Directions: Skip the pictures and extract all of the lines exactly as written.
** Begin Source material **
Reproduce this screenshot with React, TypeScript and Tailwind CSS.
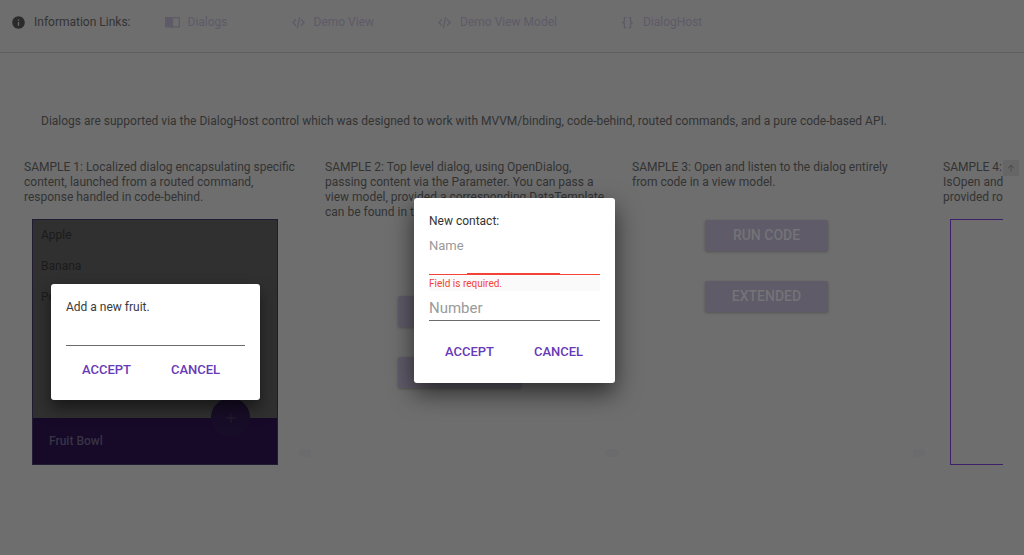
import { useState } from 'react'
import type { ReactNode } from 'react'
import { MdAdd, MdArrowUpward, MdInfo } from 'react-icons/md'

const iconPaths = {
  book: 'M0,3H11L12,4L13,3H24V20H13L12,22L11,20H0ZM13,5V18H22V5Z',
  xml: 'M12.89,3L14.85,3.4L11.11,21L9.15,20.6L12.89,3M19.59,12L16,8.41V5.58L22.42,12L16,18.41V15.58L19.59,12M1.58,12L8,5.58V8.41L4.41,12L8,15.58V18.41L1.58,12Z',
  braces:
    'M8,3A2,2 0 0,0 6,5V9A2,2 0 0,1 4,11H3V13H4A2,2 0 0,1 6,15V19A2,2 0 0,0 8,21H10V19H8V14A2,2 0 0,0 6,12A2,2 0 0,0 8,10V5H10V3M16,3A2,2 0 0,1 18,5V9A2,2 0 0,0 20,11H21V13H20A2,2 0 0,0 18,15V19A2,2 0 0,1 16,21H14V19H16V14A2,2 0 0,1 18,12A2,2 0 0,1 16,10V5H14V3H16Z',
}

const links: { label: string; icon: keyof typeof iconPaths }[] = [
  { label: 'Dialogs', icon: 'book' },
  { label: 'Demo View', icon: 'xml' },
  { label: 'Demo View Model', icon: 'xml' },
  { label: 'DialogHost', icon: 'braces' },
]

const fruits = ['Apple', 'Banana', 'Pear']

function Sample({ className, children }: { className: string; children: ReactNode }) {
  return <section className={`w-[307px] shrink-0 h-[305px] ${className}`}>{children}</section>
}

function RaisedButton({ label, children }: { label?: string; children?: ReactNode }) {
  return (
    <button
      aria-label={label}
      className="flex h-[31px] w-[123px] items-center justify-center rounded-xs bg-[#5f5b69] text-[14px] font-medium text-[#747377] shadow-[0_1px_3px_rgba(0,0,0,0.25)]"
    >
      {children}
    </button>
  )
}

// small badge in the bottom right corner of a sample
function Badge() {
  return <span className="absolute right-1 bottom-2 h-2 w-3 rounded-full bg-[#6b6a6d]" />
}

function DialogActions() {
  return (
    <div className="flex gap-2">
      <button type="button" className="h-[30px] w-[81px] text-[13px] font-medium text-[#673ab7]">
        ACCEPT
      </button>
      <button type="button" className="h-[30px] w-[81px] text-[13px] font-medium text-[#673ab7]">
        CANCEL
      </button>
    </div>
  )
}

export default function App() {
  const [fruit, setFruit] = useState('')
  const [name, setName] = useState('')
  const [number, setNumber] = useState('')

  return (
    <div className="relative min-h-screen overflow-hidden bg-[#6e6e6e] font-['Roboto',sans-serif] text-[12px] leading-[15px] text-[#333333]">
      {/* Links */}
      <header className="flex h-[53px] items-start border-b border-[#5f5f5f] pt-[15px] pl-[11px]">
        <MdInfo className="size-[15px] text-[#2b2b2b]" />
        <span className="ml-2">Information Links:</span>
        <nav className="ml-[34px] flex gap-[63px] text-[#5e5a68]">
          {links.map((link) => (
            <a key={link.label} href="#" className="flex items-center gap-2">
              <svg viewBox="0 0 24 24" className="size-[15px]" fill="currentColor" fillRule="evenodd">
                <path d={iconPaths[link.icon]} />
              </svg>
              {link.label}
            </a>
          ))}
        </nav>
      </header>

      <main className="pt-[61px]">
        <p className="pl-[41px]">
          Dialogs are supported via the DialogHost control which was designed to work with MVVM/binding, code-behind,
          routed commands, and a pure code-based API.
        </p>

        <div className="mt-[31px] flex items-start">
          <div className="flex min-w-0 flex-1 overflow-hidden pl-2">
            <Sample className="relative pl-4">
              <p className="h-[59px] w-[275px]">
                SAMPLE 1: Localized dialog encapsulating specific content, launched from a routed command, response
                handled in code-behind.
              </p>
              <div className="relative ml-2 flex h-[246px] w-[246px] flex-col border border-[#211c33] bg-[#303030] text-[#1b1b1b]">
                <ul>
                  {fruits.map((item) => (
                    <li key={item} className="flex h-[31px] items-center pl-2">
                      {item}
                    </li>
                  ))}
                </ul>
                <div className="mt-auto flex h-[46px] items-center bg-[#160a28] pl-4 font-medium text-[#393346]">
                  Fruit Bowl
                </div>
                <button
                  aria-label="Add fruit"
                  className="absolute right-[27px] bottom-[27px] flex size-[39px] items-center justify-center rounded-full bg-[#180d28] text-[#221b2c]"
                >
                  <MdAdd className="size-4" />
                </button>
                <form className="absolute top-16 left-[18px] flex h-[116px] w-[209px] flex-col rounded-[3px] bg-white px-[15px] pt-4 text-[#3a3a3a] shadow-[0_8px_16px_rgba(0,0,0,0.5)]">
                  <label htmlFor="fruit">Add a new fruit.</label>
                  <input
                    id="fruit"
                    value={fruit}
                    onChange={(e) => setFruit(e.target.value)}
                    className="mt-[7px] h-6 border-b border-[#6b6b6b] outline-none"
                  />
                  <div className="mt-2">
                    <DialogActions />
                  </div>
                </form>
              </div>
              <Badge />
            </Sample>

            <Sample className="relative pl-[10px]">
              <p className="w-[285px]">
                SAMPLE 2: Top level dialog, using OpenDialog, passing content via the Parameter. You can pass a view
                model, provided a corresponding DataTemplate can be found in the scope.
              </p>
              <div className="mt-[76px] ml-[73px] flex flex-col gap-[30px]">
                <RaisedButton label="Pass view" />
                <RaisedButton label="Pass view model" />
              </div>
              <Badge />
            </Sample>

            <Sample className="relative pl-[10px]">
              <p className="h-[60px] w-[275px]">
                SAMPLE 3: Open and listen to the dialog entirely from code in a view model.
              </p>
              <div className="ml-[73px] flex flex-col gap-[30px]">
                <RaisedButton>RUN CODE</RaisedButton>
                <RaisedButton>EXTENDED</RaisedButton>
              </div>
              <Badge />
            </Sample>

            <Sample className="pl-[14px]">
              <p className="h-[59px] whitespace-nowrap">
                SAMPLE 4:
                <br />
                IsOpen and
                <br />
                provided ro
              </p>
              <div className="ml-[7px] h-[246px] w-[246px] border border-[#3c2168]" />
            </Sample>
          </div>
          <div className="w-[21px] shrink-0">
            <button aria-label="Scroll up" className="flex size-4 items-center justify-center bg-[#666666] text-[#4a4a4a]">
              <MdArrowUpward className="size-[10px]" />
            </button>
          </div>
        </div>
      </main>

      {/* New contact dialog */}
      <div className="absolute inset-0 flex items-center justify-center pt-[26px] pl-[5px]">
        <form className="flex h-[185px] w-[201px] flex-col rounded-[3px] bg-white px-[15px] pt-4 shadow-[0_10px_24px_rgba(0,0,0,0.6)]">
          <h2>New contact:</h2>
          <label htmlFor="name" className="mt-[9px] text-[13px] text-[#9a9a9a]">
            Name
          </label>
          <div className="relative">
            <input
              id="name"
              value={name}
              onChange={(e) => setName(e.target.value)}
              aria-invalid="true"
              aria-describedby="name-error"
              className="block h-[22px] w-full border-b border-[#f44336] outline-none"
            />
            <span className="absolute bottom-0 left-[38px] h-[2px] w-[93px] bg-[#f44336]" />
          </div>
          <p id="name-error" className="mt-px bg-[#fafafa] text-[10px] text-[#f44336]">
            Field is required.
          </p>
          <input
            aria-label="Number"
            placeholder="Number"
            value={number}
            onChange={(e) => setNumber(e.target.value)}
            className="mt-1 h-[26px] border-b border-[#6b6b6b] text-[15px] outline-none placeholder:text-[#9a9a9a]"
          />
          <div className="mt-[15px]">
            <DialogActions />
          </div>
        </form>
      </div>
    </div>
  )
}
** End Source material **
Reply:
Reproduce this screenshot with React, TypeScript and Tailwind CSS.
import { useState } from 'react'
import type { ReactNode } from 'react'
import { MdAdd, MdArrowUpward, MdInfo } from 'react-icons/md'

const iconPaths = {
  book: 'M0,3H11L12,4L13,3H24V20H13L12,22L11,20H0ZM13,5V18H22V5Z',
  xml: 'M12.89,3L14.85,3.4L11.11,21L9.15,20.6L12.89,3M19.59,12L16,8.41V5.58L22.42,12L16,18.41V15.58L19.59,12M1.58,12L8,5.58V8.41L4.41,12L8,15.58V18.41L1.58,12Z',
  braces:
    'M8,3A2,2 0 0,0 6,5V9A2,2 0 0,1 4,11H3V13H4A2,2 0 0,1 6,15V19A2,2 0 0,0 8,21H10V19H8V14A2,2 0 0,0 6,12A2,2 0 0,0 8,10V5H10V3M16,3A2,2 0 0,1 18,5V9A2,2 0 0,0 20,11H21V13H20A2,2 0 0,0 18,15V19A2,2 0 0,1 16,21H14V19H16V14A2,2 0 0,1 18,12A2,2 0 0,1 16,10V5H14V3H16Z',
}

const links: { label: string; icon: keyof typeof iconPaths }[] = [
  { label: 'Dialogs', icon: 'book' },
  { label: 'Demo View', icon: 'xml' },
  { label: 'Demo View Model', icon: 'xml' },
  { label: 'DialogHost', icon: 'braces' },
]

const fruits = ['Apple', 'Banana', 'Pear']

function Sample({ className, children }: { className: string; children: ReactNode }) {
  return <section className={`w-[307px] shrink-0 h-[305px] ${className}`}>{children}</section>
}

function RaisedButton({ label, children }: { label?: string; children?: ReactNode }) {
  return (
    <button
      aria-label={label}
      className="flex h-[31px] w-[123px] items-center justify-center rounded-xs bg-[#5f5b69] text-[14px] font-medium text-[#747377] shadow-[0_1px_3px_rgba(0,0,0,0.25)]"
    >
      {children}
    </button>
  )
}

// small badge in the bottom right corner of a sample
function Badge() {
  return <span className="absolute right-1 bottom-2 h-2 w-3 rounded-full bg-[#6b6a6d]" />
}

function DialogActions() {
  return (
    <div className="flex gap-2">
      <button type="button" className="h-[30px] w-[81px] text-[13px] font-medium text-[#673ab7]">
        ACCEPT
      </button>
      <button type="button" className="h-[30px] w-[81px] text-[13px] font-medium text-[#673ab7]">
        CANCEL
      </button>
    </div>
  )
}

export default function App() {
  const [fruit, setFruit] = useState('')
  const [name, setName] = useState('')
  const [number, setNumber] = useState('')

  return (
    <div className="relative min-h-screen overflow-hidden bg-[#6e6e6e] font-['Roboto',sans-serif] text-[12px] leading-[15px] text-[#333333]">
      {/* Links */}
      <header className="flex h-[53px] items-start border-b border-[#5f5f5f] pt-[15px] pl-[11px]">
        <MdInfo className="size-[15px] text-[#2b2b2b]" />
        <span className="ml-2">Information Links:</span>
        <nav className="ml-[34px] flex gap-[63px] text-[#5e5a68]">
          {links.map((link) => (
            <a key={link.label} href="#" className="flex items-center gap-2">
              <svg viewBox="0 0 24 24" className="size-[15px]" fill="currentColor" fillRule="evenodd">
                <path d={iconPaths[link.icon]} />
              </svg>
              {link.label}
            </a>
          ))}
        </nav>
      </header>

      <main className="pt-[61px]">
        <p className="pl-[41px]">
          Dialogs are supported via the DialogHost control which was designed to work with MVVM/binding, code-behind,
          routed commands, and a pure code-based API.
        </p>

        <div className="mt-[31px] flex items-start">
          <div className="flex min-w-0 flex-1 overflow-hidden pl-2">
            <Sample className="relative pl-4">
              <p className="h-[59px] w-[275px]">
                SAMPLE 1: Localized dialog encapsulating specific content, launched from a routed command, response
                handled in code-behind.
              </p>
              <div className="relative ml-2 flex h-[246px] w-[246px] flex-col border border-[#211c33] bg-[#303030] text-[#1b1b1b]">
                <ul>
                  {fruits.map((item) => (
                    <li key={item} className="flex h-[31px] items-center pl-2">
                      {item}
                    </li>
                  ))}
                </ul>
                <div className="mt-auto flex h-[46px] items-center bg-[#160a28] pl-4 font-medium text-[#393346]">
                  Fruit Bowl
                </div>
                <button
                  aria-label="Add fruit"
                  className="absolute right-[27px] bottom-[27px] flex size-[39px] items-center justify-center rounded-full bg-[#180d28] text-[#221b2c]"
                >
                  <MdAdd className="size-4" />
                </button>
                <form className="absolute top-16 left-[18px] flex h-[116px] w-[209px] flex-col rounded-[3px] bg-white px-[15px] pt-4 text-[#3a3a3a] shadow-[0_8px_16px_rgba(0,0,0,0.5)]">
                  <label htmlFor="fruit">Add a new fruit.</label>
                  <input
                    id="fruit"
                    value={fruit}
                    onChange={(e) => setFruit(e.target.value)}
                    className="mt-[7px] h-6 border-b border-[#6b6b6b] outline-none"
                  />
                  <div className="mt-2">
                    <DialogActions />
                  </div>
                </form>
              </div>
              <Badge />
            </Sample>

            <Sample className="relative pl-[10px]">
              <p className="w-[285px]">
                SAMPLE 2: Top level dialog, using OpenDialog, passing content via the Parameter. You can pass a view
                model, provided a corresponding DataTemplate can be found in the scope.
              </p>
              <div className="mt-[76px] ml-[73px] flex flex-col gap-[30px]">
                <RaisedButton label="Pass view" />
                <RaisedButton label="Pass view model" />
              </div>
              <Badge />
            </Sample>

            <Sample className="relative pl-[10px]">
              <p className="h-[60px] w-[275px]">
                SAMPLE 3: Open and listen to the dialog entirely from code in a view model.
              </p>
              <div className="ml-[73px] flex flex-col gap-[30px]">
                <RaisedButton>RUN CODE</RaisedButton>
                <RaisedButton>EXTENDED</RaisedButton>
              </div>
              <Badge />
            </Sample>

            <Sample className="pl-[14px]">
              <p className="h-[59px] whitespace-nowrap">
                SAMPLE 4:
                <br />
                IsOpen and
                <br />
                provided ro
              </p>
              <div className="ml-[7px] h-[246px] w-[246px] border border-[#3c2168]" />
            </Sample>
          </div>
          <div className="w-[21px] shrink-0">
            <button aria-label="Scroll up" className="flex size-4 items-center justify-center bg-[#666666] text-[#4a4a4a]">
              <MdArrowUpward className="size-[10px]" />
            </button>
          </div>
        </div>
      </main>

      {/* New contact dialog */}
      <div className="absolute inset-0 flex items-center justify-center pt-[26px] pl-[5px]">
        <form className="flex h-[185px] w-[201px] flex-col rounded-[3px] bg-white px-[15px] pt-4 shadow-[0_10px_24px_rgba(0,0,0,0.6)]">
          <h2>New contact:</h2>
          <label htmlFor="name" className="mt-[9px] text-[13px] text-[#9a9a9a]">
            Name
          </label>
          <div className="relative">
            <input
              id="name"
              value={name}
              onChange={(e) => setName(e.target.value)}
              aria-invalid="true"
              aria-describedby="name-error"
              className="block h-[22px] w-full border-b border-[#f44336] outline-none"
            />
            <span className="absolute bottom-0 left-[38px] h-[2px] w-[93px] bg-[#f44336]" />
          </div>
          <p id="name-error" className="mt-px bg-[#fafafa] text-[10px] text-[#f44336]">
            Field is required.
          </p>
          <input
            aria-label="Number"
            placeholder="Number"
            value={number}
            onChange={(e) => setNumber(e.target.value)}
            className="mt-1 h-[26px] border-b border-[#6b6b6b] text-[15px] outline-none placeholder:text-[#9a9a9a]"
          />
          <div className="mt-[15px]">
            <DialogActions />
          </div>
        </form>
      </div>
    </div>
  )
}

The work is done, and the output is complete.